The air filter is a fundamental component of a forced-air heating, ventilation, and air conditioning (HVAC) system, serving two primary functions. It acts as a protective barrier for the furnace’s internal mechanics, such as the heat exchanger and blower motor, by trapping airborne contaminants like dust and debris before they can cause damage or reduce efficiency. Beyond protecting the equipment, the filter contributes to better indoor air quality by removing particles such as pollen, pet dander, and mold spores from the air circulating through the home. Correct installation of this simple component is therefore necessary to ensure the system operates at its designed capacity and to maximize the filter’s effectiveness.
Understanding Air Movement in the Furnace
A forced-air system operates by continuously drawing air from the living space, conditioning it, and then returning it through supply ducts. This process begins when the furnace’s powerful blower motor creates negative pressure, pulling air from the home through return ducts and vents. This air, carrying dust and other particles, is considered the “dirty” side of the system.
The air filter is always positioned within this return path, sitting perpendicular to the airflow, to clean the air before it enters the main furnace cabinet. After passing through the filter, the air moves into the furnace’s blower section and over the heat exchanger where it is heated, becoming the “clean” side of the system. The blower then pushes this conditioned air out through the supply ducts and into the rooms. Understanding this path—from return duct, through the filter, and into the furnace—establishes the single direction the filter must be installed to operate correctly.
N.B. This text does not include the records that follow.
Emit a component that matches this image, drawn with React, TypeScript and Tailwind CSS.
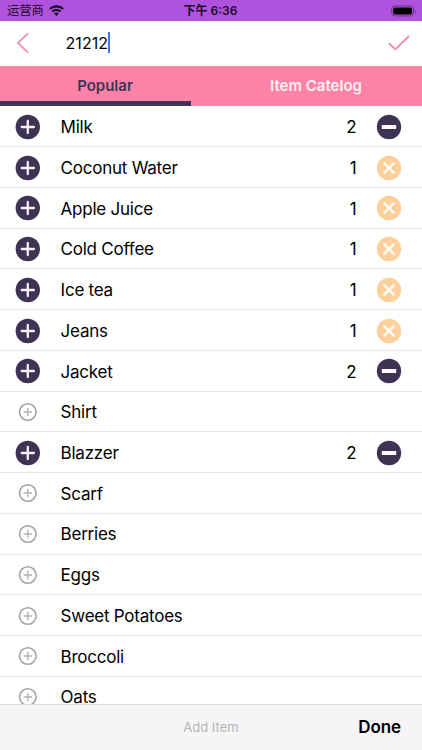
type Item = { name: string; count: number };

const items: Item[] = [
  { name: 'Milk', count: 2 },
  { name: 'Coconut Water', count: 1 },
  { name: 'Apple Juice', count: 1 },
  { name: 'Cold Coffee', count: 1 },
  { name: 'Ice tea', count: 1 },
  { name: 'Jeans', count: 1 },
  { name: 'Jacket', count: 2 },
  { name: 'Shirt', count: 0 },
  { name: 'Blazzer', count: 2 },
  { name: 'Scarf', count: 0 },
  { name: 'Berries', count: 0 },
  { name: 'Eggs', count: 0 },
  { name: 'Sweet Potatoes', count: 0 },
  { name: 'Broccoli', count: 0 },
  { name: 'Oats', count: 0 },
];

function AddIcon({ active }: { active: boolean }) {
  return active ? (
    <svg className="mt-px size-[26px]" viewBox="0 0 26 26">
      <circle cx="12.8" cy="13" r="12.2" fill="#3f3354" />
      <path d="M12.8 6.9v12.2M6.7 13h12.2" stroke="#f4f2f6" strokeWidth="2.3" strokeLinecap="round" />
    </svg>
  ) : (
    <svg className="mt-px size-[26px]" viewBox="0 0 26 26" fill="none" stroke="#a3a3a3">
      <circle cx="12.8" cy="13" r="8.3" strokeWidth="1.6" />
      <path d="M12.8 8.8v8.4M8.6 13h8.4" stroke="#b4b4b4" strokeWidth="1.4" />
    </svg>
  );
}

function RemoveIcon({ count }: { count: number }) {
  return count > 1 ? (
    <svg className="mt-px size-[26px]" viewBox="0 0 26 26">
      <circle cx="13" cy="13" r="12.2" fill="#3f3354" />
      <rect x="5.8" y="10.9" width="14.4" height="4.2" rx="0.7" fill="#fff" />
    </svg>
  ) : (
    <svg className="mt-px size-[26px]" viewBox="0 0 26 26">
      <circle cx="13" cy="13" r="12.2" fill="#fdd09b" />
      <path d="M8.3 8.3l9.4 9.4M17.7 8.3l-9.4 9.4" stroke="#fffaf3" strokeWidth="2.6" strokeLinecap="round" />
    </svg>
  );
}

function Row({ item }: { item: Item }) {
  return (
    <li className="flex h-[40.73px] shrink-0 items-center border-b border-[#e9e9eb] pl-[15px] pr-5 text-[17px] text-black">
      <AddIcon active={item.count > 0} />
      <span className="ml-[19.6px] flex-1 pt-[3px] tracking-[-0.24px]">{item.name}</span>
      {item.count > 0 && (
        <>
          <span className="mr-[19.3px] pt-[3px]">{item.count}</span>
          <RemoveIcon count={item.count} />
        </>
      )}
    </li>
  );
}

function StatusBar() {
  return (
    <div className="grid h-[21px] shrink-0 grid-cols-3 items-center bg-[#af52de] pl-[7px] pr-[6px] text-[12px] text-[#1d0b29]">
      <div className="flex items-center gap-[5px]">
        <span className="pt-px text-[12.3px]">运营商</span>
        <svg className="h-[11px] w-[15px]" viewBox="0 0 15 11" fill="none" stroke="#12051b">
          <path d="M0.9 4.1a9.4 9.4 0 0 1 13.2 0" strokeWidth="2.1" />
          <path d="M3.4 6.6a5.9 5.9 0 0 1 8.2 0" strokeWidth="2" />
          <path d="M7.5 10.9L5.2 8.6a3.3 3.3 0 0 1 4.6 0z" fill="#12051b" stroke="none" />
        </svg>
      </div>
      <span className="pr-[2px] pt-px text-center font-semibold">下午 6:36</span>
      <svg className="h-[12px] w-[26px] justify-self-end" viewBox="0 0 26 12">
        <rect x="1.7" y="0.9" width="21.8" height="10" rx="3" fill="none" stroke="#6d3390" />
        <rect x="3.2" y="2.4" width="18.8" height="7" rx="1.6" fill="#000" />
        <path d="M24.6 4.2c1.3.5 1.3 3.1 0 3.6z" fill="#6d3390" />
      </svg>
    </div>
  );
}

export default function App() {
  return (
    <div className="flex h-[750px] w-[422px] flex-col overflow-hidden bg-white font-['Inter','Noto_Sans_CJK_SC',sans-serif]">
      <StatusBar />
      <header className="flex h-[44.5px] shrink-0 items-center pb-[1.5px] pl-4 pr-3">
        <svg className="h-[22px] w-[13px]" viewBox="0 0 13 22" fill="none" stroke="#f48fb1" strokeWidth="1.8">
          <path d="M12 1.3L2 11l10 9.7" />
        </svg>
        <div className="ml-[36.5px] flex flex-1 items-center">
          <span className="text-[16px] tracking-[0.06px] text-black">21212</span>
          <span className="h-[21px] w-[2px] bg-[#4a6fe0]" />
        </div>
        <svg className="h-[16px] w-[22px]" viewBox="0 0 22 16" fill="none" stroke="#f48fb1" strokeWidth="2">
          <path d="M1 8.2l6.3 6.2L21 1" />
        </svg>
      </header>
      <nav className="flex h-[40.5px] shrink-0 bg-[#fc83a7] text-[15px] font-semibold">
        <button className="w-[191px] border-b-[5px] border-[#403456] pl-[19px] pt-1 leading-[31px] text-[#403456]">Popular</button>
        <button className="flex-1 pl-[19px] pt-px text-[#fff0f5]">Item Catelog</button>
      </nav>
      <ul className="flex min-h-0 flex-1 flex-col overflow-hidden pt-[0.6px]">
        {items.map((item) => (
          <Row key={item.name} item={item} />
        ))}
      </ul>
      <footer className="grid h-[46px] shrink-0 grid-cols-3 items-center border-t border-[#dddcde] bg-[#f6f4f6] pr-[21px] pl-[21px]">
        <span className="col-start-2 pt-px text-center text-[13px] text-[#b5b4b6]">Add Item</span>
        <button className="pt-px text-right text-[17px] font-semibold tracking-[-0.1px] text-black">Done</button>
      </footer>
    </div>
  );
}
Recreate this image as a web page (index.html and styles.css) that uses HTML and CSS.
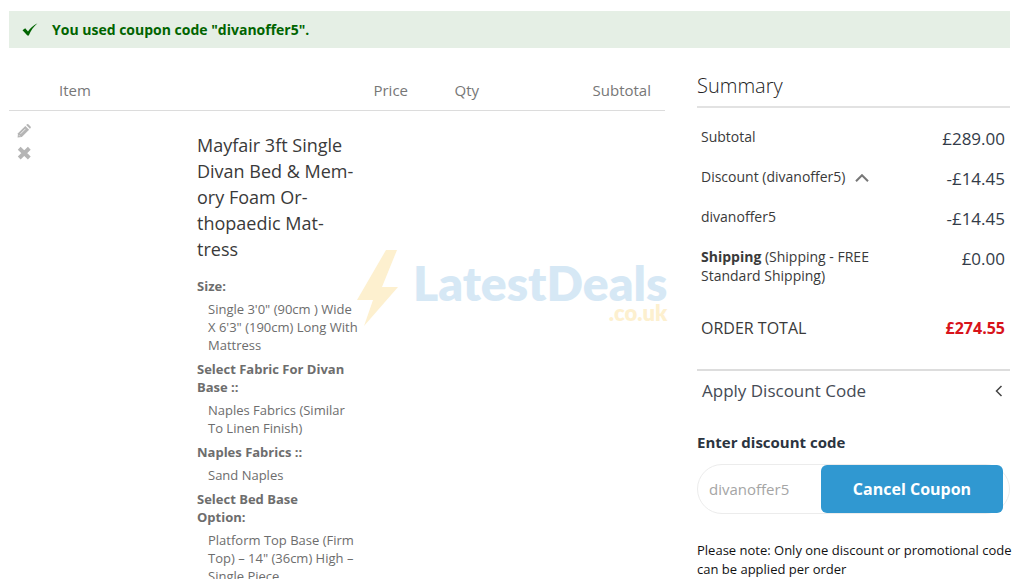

Matching the Filter Arrow to Airflow
Determining the proper orientation of the filter is straightforward because manufacturers include a specific marker on the frame to guide installation. Every disposable furnace filter has a clear directional arrow printed directly onto its cardboard or plastic frame. This arrow is designed to indicate the intended path of air travel through the filter media.
To install the filter correctly, the directional arrow must always point toward the furnace cabinet or the blower motor compartment. This means the arrow should be pointing away from the return duct opening where the air is initially drawn in. When the filter is placed in the slot, the arrow must align precisely with the established flow of air into the system.
Some pleated filters feature a thin wire or rigid plastic mesh on one side, which provides essential structural support to the filter media. This mesh is typically located on the downstream side, or the “clean” side, of the filter, which corresponds to the direction the air is traveling after it has passed through the media. For filters with this feature, the arrow will always point toward the wire mesh, as the mesh prevents the pleats from collapsing inward under the force of the blower motor. Always use the printed arrow as the definitive guide, ensuring it points into the furnace itself.
What Happens If the Filter Is Backward
Installing the filter in the reverse direction, so the arrow points away from the furnace, can lead to several performance issues and potential system damage. Filter media is often engineered with a gradient density, meaning the fibers are designed to progressively trap particles, with the looser side facing the incoming, dirty air. Reversing the filter disrupts this design, forcing air through the media backward and reducing its overall capture efficiency.
A backward installation can also compromise the physical integrity of the filter itself. The negative pressure from the blower motor may cause the unsupported pleats to be sucked outward, which can deform the media and allow unfiltered air to bypass the edges entirely. In severe cases, particularly with less expensive filters lacking internal reinforcement, the material could collapse and potentially be pulled into the blower motor, causing mechanical damage. Even without collapse, the restricted airflow forces the HVAC system to work harder and run longer to reach the set temperature, increasing strain on the motor and raising energy bills.